Biblical love is not an emotional, sensual response to another person, but an unselfish commitment to help, benefit, or build up another person without consideration of deriving potential personal benefits for your actions.
This is an unconditional action modeled by our Lord. As Luke wrote, we are to “love [our] enemies [helping, benefiting them, not necessarily liking them], and do good, and lend, expecting nothing in return; and [our] reward will be great, and [we] will be sons of the Most High, for He Himself is kind to ungrateful and evil men” (Luke 6:35b). The concepts of this verse describe what it means to love others practically.
The present imperative verb in Ephesians 4:32 is to “be continually or habitually acting” in three descriptive manners: kindness, compassion, and forgiveness. To be kind means to act in a “gracious, mild, or pleasant [as opposed to harsh, hard, sharp or bitter]” manner. This is the physical response to the needs of others.
To be compassionate, means to “be tenderhearted,” which comes from a word for bowels, or “gut feeling”—a kind of gnawing of empathy that allows us to feel the pain of a person in need. Peter wrote that we should be “of one mind [the same priority] having compassion for one another, love as brothers, be tenderhearted, be courteous” (1 Pet 3:8). This is the emotional response to the needs of others.

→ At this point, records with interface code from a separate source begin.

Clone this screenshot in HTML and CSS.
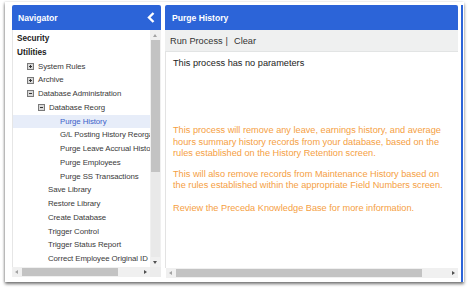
FILE: index.html
```html
<!DOCTYPE html>
<html>
<head>
<meta charset="utf-8">
<link rel="stylesheet" href="styles.css">
</head>
<body>
<div class="frame">
  <div class="nav">
    <div class="nav-head">
      <span class="title">Navigator</span>
      <svg class="chev" width="8" height="11" viewBox="0 0 8 11"><path d="M6.5 1 L2 5.5 L6.5 10" fill="none" stroke="#fff" stroke-width="2.4"/></svg>
    </div>
    <div class="nav-body">
      <ul class="tree">
        <li class="row bold l0">Security</li>
        <li class="row bold l0">Utilities</li>
        <li class="row l1"><span class="box plus"></span>System Rules</li>
        <li class="row l1"><span class="box plus"></span>Archive</li>
        <li class="row l1"><span class="box minus"></span>Database Administration</li>
        <li class="row l2"><span class="box minus"></span>Database Reorg</li>
        <li class="row l3 sel">Purge History</li>
        <li class="row l3">G/L Posting History Reorganisation</li>
        <li class="row l3">Purge Leave Accrual History</li>
        <li class="row l3">Purge Employees</li>
        <li class="row l3">Purge SS Transactions</li>
        <li class="row l2t">Save Library</li>
        <li class="row l2t">Restore Library</li>
        <li class="row l2t">Create Database</li>
        <li class="row l2t">Trigger Control</li>
        <li class="row l2t">Trigger Status Report</li>
        <li class="row l2t">Correct Employee Original ID</li>
      </ul>
      <div class="vscroll">
        <span class="arr up"></span>
        <span class="vthumb"></span>
        <span class="vfill"></span>
        <span class="arr down"></span>
      </div>
    </div>
    <div class="hbar">
      <div class="hscroll">
        <span class="harr left"></span>
        <span class="hthumb nav-thumb"></span>
        <span class="hfill"></span>
        <span class="harr right"></span>
      </div>
      <div class="corner"></div>
    </div>
  </div>
  <div class="main">
    <div class="main-head">Purge History</div>
    <div class="toolbar"><span>Run Process</span><span class="sep">|</span><span>Clear</span></div>
    <div class="content">
      <p class="noparam">This process has no parameters</p>
      <div class="notes">
        <p>This process will remove any leave, earnings history, and average hours summary history records from your database, based on the rules established on the History Retention screen.</p>
        <p>This will also remove records from Maintenance History based on the rules established within the appropriate Field Numbers screen.</p>
        <p class="last">Review the Preceda Knowledge Base for more information.</p>
      </div>
    </div>
    <div class="hscroll main-scroll">
      <span class="harr left"></span>
      <span class="hthumb main-thumb"></span>
      <span class="hfill"></span>
      <span class="harr right"></span>
    </div>
  </div>
  <div class="edge"></div>
</div>
</body>
</html>
```
FILE: styles.css
```css
* { box-sizing: border-box; }
html, body { margin: 0; padding: 0; background: #fff; }
body { width: 469px; height: 293px; overflow: hidden; font-family: "Liberation Sans", Arial, sans-serif; }

.frame {
  margin: 2px 0 0 5px;
  width: 459px;
  height: 280px;
  padding: 3px 0 2px 7px;
  display: flex;
  background: #fff;
  box-shadow: 0 2px 3px rgba(0,0,0,0.55), -1px 0 2px rgba(0,0,0,0.12);
}

.nav { width: 149px; display: flex; flex-direction: column; }
.nav-head {
  height: 25px; background: #2c64d8; color: #fff;
  display: flex; align-items: center; justify-content: space-between;
  padding: 0 6px 0 6px;
  border-radius: 2px 2px 0 0;
}
.title, .main-head { font-weight: bold; font-size: 8.6px; }
.chev { display: block; margin-top: -1px; }

.nav-body { height: 237px; display: flex; border-left: 1px solid #e6e6e6; }
.tree {
  list-style: none; margin: 0; padding: 2px 0 0 0; flex: 1; overflow: hidden;
  font-family: "Liberation Sans", sans-serif;
  font-size: 7.85px; letter-spacing: -0.08px; color: #3a3a3a;
}
.row { height: 13.75px; line-height: 13.75px; white-space: nowrap; display: flex; align-items: center; }
.bold { font-weight: bold; color: #222; font-size: 8.2px; letter-spacing: 0; }
.l0 { padding-left: 4px; }
.l1 { padding-left: 14px; }
.l2 { padding-left: 25px; }
.l2t { padding-left: 35px; }
.l3 { padding-left: 47px; }
.sel { background: #e7edf9; color: #3d62c9; }

.box {
  width: 7px; height: 7px; margin-right: 4px; flex: none;
  border: 1px solid #7a7a7a; background: #d9d9d9; position: relative;
}
.box::before {
  content: ""; position: absolute; left: 1px; top: 2px; width: 3px; height: 1px; background: #333;
}
.plus::after {
  content: ""; position: absolute; left: 2px; top: 1px; width: 1px; height: 3px; background: #333;
}

.vscroll { width: 11px; display: flex; flex-direction: column; background: #f0f0f0; }
.arr { height: 10px; flex: none; position: relative; }
.arr::after { content: ""; position: absolute; left: 3px; width: 0; height: 0; border-left: 2.5px solid transparent; border-right: 2.5px solid transparent; }
.up::after { top: 4px; border-bottom: 3px solid #a3a3a3; }
.down::after { top: 4px; border-top: 3px solid #505050; }
.vthumb { height: 132px; margin: 0 1px; background: #c3c3c3; flex: none; }
.vfill { flex: 1; background: #e9e9e9; margin: 0 1px; }

.hbar { height: 10px; display: flex; }
.hscroll { flex: 1; display: flex; background: #f0f0f0; height: 10px; }
.harr { width: 10px; flex: none; position: relative; }
.harr::after { content: ""; position: absolute; top: 2.5px; width: 0; height: 0; border-top: 2.5px solid transparent; border-bottom: 2.5px solid transparent; }
.left::after { left: 3px; border-right: 3px solid #a3a3a3; }
.right::after { left: 4px; border-left: 3px solid #505050; }
.hthumb { background: #c3c3c3; margin: 1px 0; flex: none; }
.hfill { flex: 1; }
.nav-thumb { width: 96px; }
.corner { width: 11px; background: #ececec; }

.main { width: 293px; margin-left: 4px; display: flex; flex-direction: column; }
.main-head {
  height: 25px; background: #2c64d8; color: #fff;
  display: flex; align-items: center; padding-left: 7px;
  border-radius: 2px 2px 0 0;
}
.toolbar {
  height: 22px; background: #eff0f0; border-bottom: 1px solid #e2e4e4;
  display: flex; align-items: center; padding-left: 5px;
  font-size: 9.2px; color: #333;
}
.sep { margin: 0 6px 0 3px; }
.content { flex: 1; border-left: 1px solid #e3e3e3; padding: 5px 12px 0 7px; }
.content p { margin: 0; }
.noparam { font-size: 9.2px; color: #222; line-height: 12px; }
.notes { margin-top: 56px; font-size: 9.2px; color: #f5a043; line-height: 11.7px; }
.notes p + p { margin-top: 8.5px; }
.notes p.last { margin-top: 11px; }
.main-scroll { flex: none; margin: 0 0 2px 1px; }
.main-thumb { width: 246px; }

.edge { width: 2px; margin-left: 3px; background: #2c64d8; margin-bottom: -2px; }
```
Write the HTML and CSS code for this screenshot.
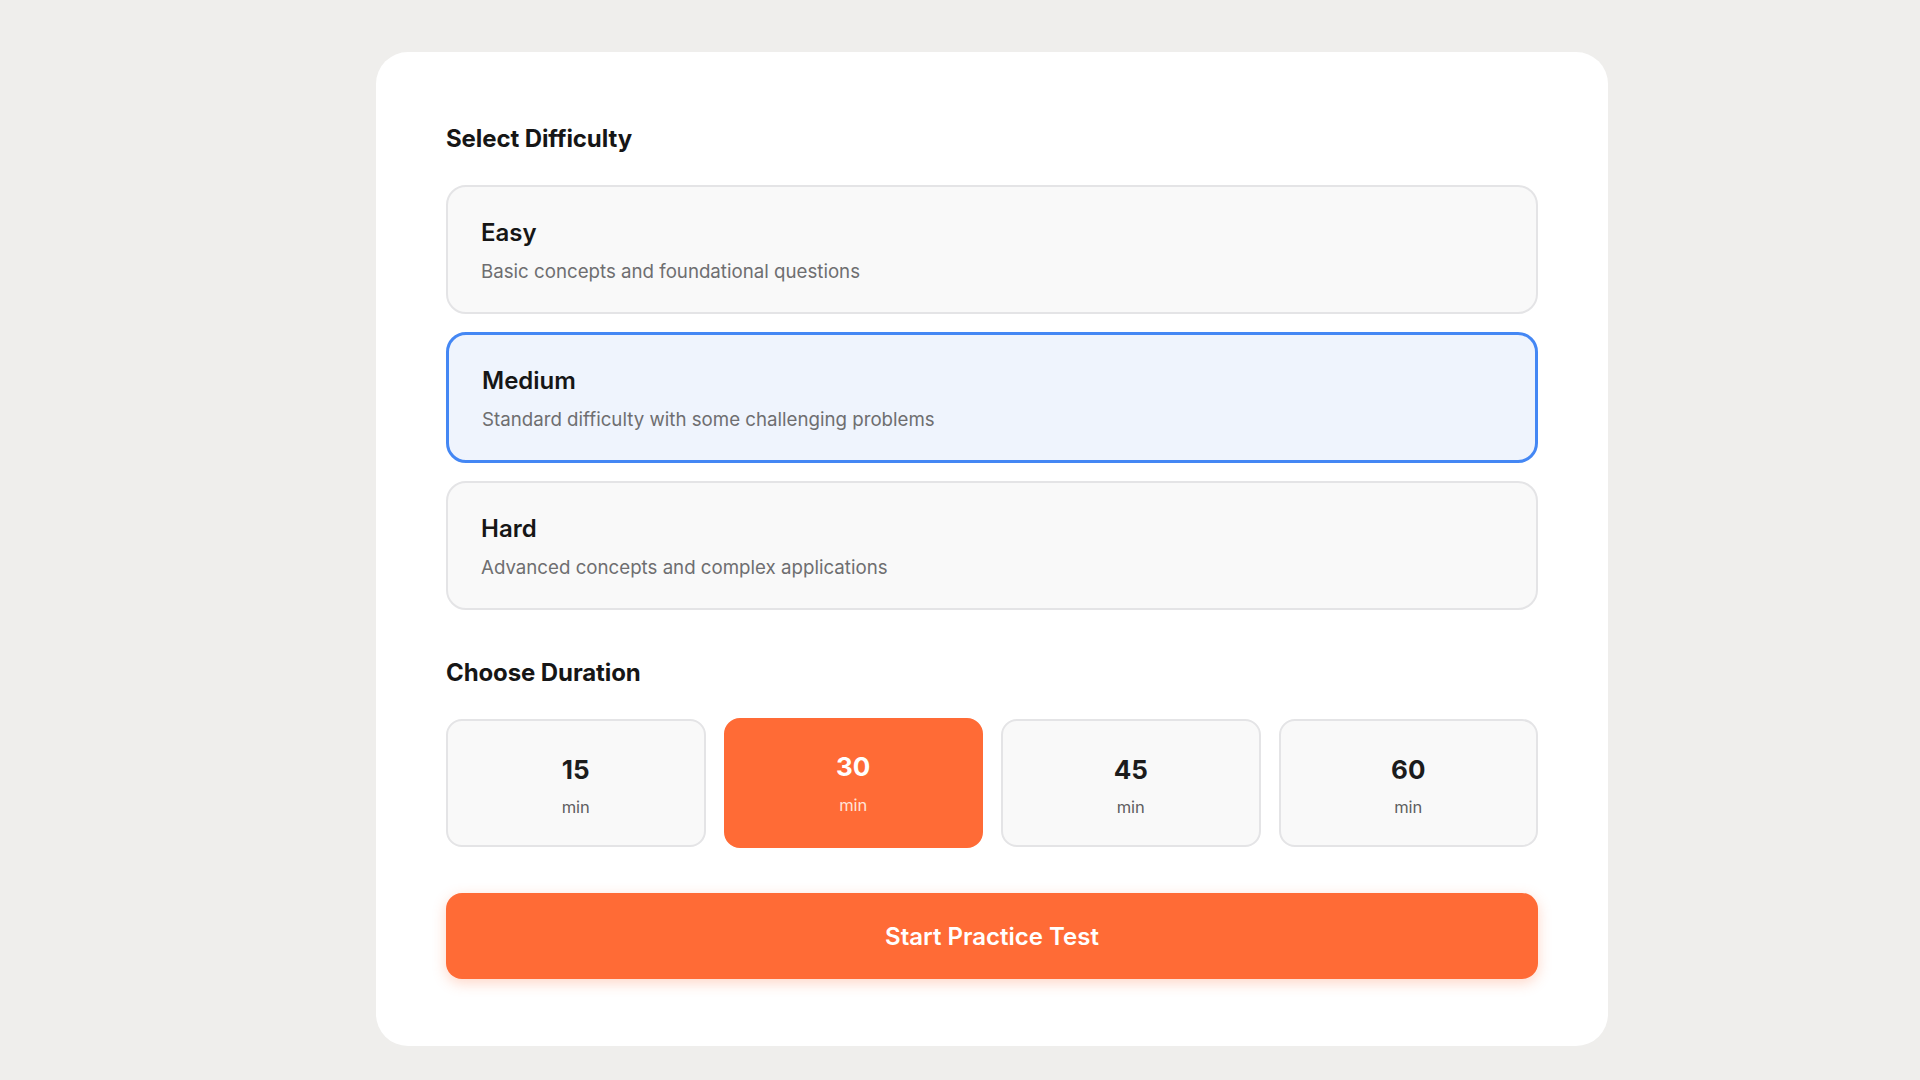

Lastly, we are to be habitually and continually “forgiving one another just as [in the same manner as] God in Christ forgave you.” The word forgiving is from the root word for grace, thus meaning “to grant a favorable status or give acceptance without conditions, as a gift,” just because the other person needs to know he or she is forgiven by you. This is the relational response to the needs of others. We can harbor no resentment or bitterness against anyone. This is the new paradigm of the Christian life: we are to live as Jesus did and forgive as He continues to forgive us daily.
To be a part of a community like this would be like heaven on earth. Be a constructive part of building these bonds with your fellow believers today!
“Loving Father, as You have forgiven me, I ask that You give me the understanding and the will to forgive those who may hurt me. May I surrender my own feelings and needs to You, the true and just judge.”